Even the Sunday Times is backing away from Leake’s dishonest reporting by printing two letters refuting Leake’s claims. Andrew Rowell:
I am the co-author of the WWF report that you alleged included the bogus figure that “up to 40%” of the Amazon was sensitive to reduced rainfall.
Not only did you fail to contact me, but you ignored credible evidence that the figure was correct. You also ignored evidence that the figure had been backed up by peer-reviewed research both before and after our publication.
You spoke to Dr Dan Nepstad, one of the world’s leading authorities on fire in the Amazon. You ignored the fact he told you he had published an even higher figure in Nature in 1994 and that subsequent research validated our figure. What you published was demonstrably false and has seriously misled the debate on climate change.
David Nussbaum:
WWF cannot speak for other institutions that have used our report, but we, and indeed leading scientists in the field, firmly stand by its conclusion that “up to 40% of the Brazilian forest is extremely sensitive to small reductions in the amount of rainfall”. The primary source for this statement is Fire in the Amazon, a 1999 overview by the respected Amazon Environmental Research Institute that states: “Probably 30-40% of the forests of the Brazilian Amazon are sensitive to small reductions in the amount of rainfall.”

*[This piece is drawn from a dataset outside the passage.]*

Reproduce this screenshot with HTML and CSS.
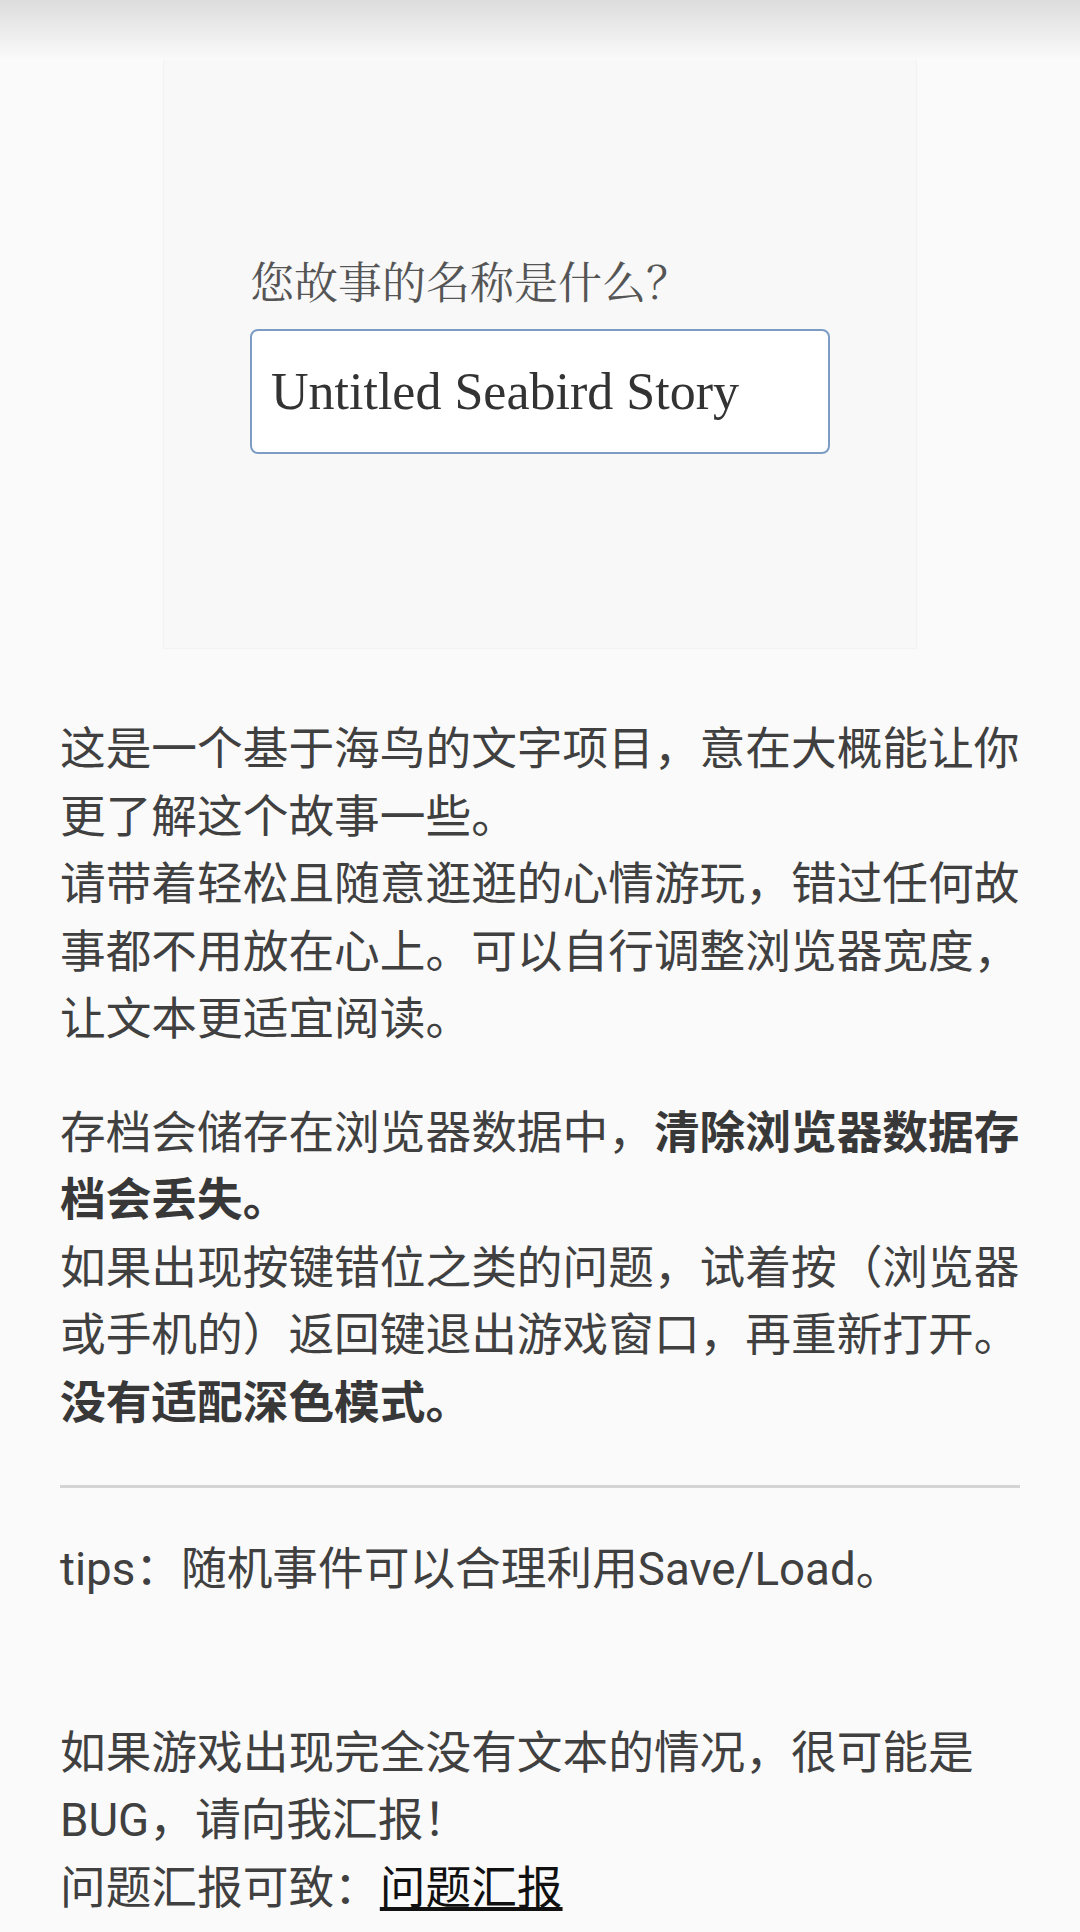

WWF acknowledges that a reference to Fire in the Amazon as the source of the 40% claim was omitted during the editing of the Global Review of Forest Fires. However, WWF informed your reporter of the source several hours before you went to press.
Your article rightly concludes that “scientists fear the controversies will be used by climate change sceptics to sway public opinion to ignore global warming — even though the fundamental science, that greenhouse gases can heat the world, remains strong”. However, it is also the case that misleading coverage in respected media outlets can serve to undermine public confidence in the credibility of climate science.

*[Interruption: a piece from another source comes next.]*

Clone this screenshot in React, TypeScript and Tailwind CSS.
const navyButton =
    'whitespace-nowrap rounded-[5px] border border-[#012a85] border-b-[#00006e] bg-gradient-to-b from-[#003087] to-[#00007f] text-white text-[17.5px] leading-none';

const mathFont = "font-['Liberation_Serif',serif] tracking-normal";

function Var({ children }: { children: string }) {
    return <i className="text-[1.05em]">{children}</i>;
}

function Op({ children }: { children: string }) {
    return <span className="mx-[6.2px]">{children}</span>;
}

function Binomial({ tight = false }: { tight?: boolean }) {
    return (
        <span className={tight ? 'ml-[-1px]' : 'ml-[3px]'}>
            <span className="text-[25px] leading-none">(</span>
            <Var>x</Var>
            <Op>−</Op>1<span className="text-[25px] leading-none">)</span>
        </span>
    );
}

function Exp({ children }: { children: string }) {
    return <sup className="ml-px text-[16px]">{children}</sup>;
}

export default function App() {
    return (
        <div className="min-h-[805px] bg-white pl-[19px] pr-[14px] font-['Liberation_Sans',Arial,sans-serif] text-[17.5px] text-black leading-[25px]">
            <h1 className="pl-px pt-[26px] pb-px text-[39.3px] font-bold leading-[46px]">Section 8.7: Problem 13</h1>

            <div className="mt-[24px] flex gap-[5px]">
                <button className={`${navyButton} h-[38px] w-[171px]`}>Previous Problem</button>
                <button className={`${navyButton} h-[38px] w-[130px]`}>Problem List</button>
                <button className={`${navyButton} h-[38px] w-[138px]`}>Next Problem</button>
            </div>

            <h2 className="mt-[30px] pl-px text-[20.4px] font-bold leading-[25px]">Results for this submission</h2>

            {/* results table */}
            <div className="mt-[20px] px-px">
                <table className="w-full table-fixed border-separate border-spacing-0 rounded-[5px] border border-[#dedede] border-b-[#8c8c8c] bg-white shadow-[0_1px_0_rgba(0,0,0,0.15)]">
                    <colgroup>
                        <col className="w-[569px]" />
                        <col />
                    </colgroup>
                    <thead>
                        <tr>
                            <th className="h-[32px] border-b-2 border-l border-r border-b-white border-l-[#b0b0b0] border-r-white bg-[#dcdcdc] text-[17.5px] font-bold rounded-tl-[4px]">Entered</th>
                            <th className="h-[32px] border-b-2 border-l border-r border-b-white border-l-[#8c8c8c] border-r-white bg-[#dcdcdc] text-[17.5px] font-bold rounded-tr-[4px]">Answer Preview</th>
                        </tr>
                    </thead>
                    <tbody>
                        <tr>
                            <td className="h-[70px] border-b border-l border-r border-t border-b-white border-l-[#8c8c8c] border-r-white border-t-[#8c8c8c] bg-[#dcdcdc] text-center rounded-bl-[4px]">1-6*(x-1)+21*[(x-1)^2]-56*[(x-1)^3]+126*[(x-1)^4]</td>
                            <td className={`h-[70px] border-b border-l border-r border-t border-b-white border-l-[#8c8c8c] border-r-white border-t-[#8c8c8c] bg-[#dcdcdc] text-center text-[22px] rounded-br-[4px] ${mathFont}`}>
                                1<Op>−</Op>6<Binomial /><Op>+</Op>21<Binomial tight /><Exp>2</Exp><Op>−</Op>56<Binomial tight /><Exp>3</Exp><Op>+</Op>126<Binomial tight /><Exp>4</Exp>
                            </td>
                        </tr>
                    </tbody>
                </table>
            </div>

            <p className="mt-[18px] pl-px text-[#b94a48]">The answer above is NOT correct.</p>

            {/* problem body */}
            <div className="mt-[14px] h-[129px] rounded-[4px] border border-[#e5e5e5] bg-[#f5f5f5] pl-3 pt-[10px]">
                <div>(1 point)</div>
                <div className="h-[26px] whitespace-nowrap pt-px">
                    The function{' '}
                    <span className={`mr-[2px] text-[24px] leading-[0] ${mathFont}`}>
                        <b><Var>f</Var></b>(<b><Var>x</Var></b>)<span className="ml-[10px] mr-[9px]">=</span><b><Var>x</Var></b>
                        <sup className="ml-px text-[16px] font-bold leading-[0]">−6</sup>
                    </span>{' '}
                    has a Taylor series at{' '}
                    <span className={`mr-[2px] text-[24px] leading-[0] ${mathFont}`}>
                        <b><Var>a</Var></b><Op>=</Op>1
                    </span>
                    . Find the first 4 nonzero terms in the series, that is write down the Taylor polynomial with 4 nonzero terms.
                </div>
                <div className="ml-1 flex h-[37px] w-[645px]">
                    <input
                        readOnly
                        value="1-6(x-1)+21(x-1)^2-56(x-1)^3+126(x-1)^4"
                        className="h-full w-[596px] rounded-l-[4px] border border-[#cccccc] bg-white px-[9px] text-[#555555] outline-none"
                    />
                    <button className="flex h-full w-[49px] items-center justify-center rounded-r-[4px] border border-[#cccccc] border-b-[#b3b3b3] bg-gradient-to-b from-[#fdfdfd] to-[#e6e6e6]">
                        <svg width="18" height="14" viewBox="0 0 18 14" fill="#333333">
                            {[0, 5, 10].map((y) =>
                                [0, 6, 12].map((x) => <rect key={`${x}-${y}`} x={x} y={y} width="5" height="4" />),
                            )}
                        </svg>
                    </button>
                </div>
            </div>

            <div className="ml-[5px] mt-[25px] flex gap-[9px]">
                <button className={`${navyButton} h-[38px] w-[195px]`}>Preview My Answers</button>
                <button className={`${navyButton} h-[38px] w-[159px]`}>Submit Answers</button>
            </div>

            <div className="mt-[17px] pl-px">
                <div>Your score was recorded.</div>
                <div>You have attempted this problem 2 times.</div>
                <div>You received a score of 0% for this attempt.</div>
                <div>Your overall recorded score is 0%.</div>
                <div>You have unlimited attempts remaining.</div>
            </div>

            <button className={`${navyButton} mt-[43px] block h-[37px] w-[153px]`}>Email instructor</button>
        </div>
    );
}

If you are keeping count, that’s three separate sources who told Leake that the IPCC report was correct. And Leake dis not mention any of this, instead he simply lied and wrote that it was “bogus”.
I contacted Leake for comment, and while he replied, he demanded that it be kept confidential. I wonder if the reason was that he thinks everybody else operates like him, and I would have quote mined his response?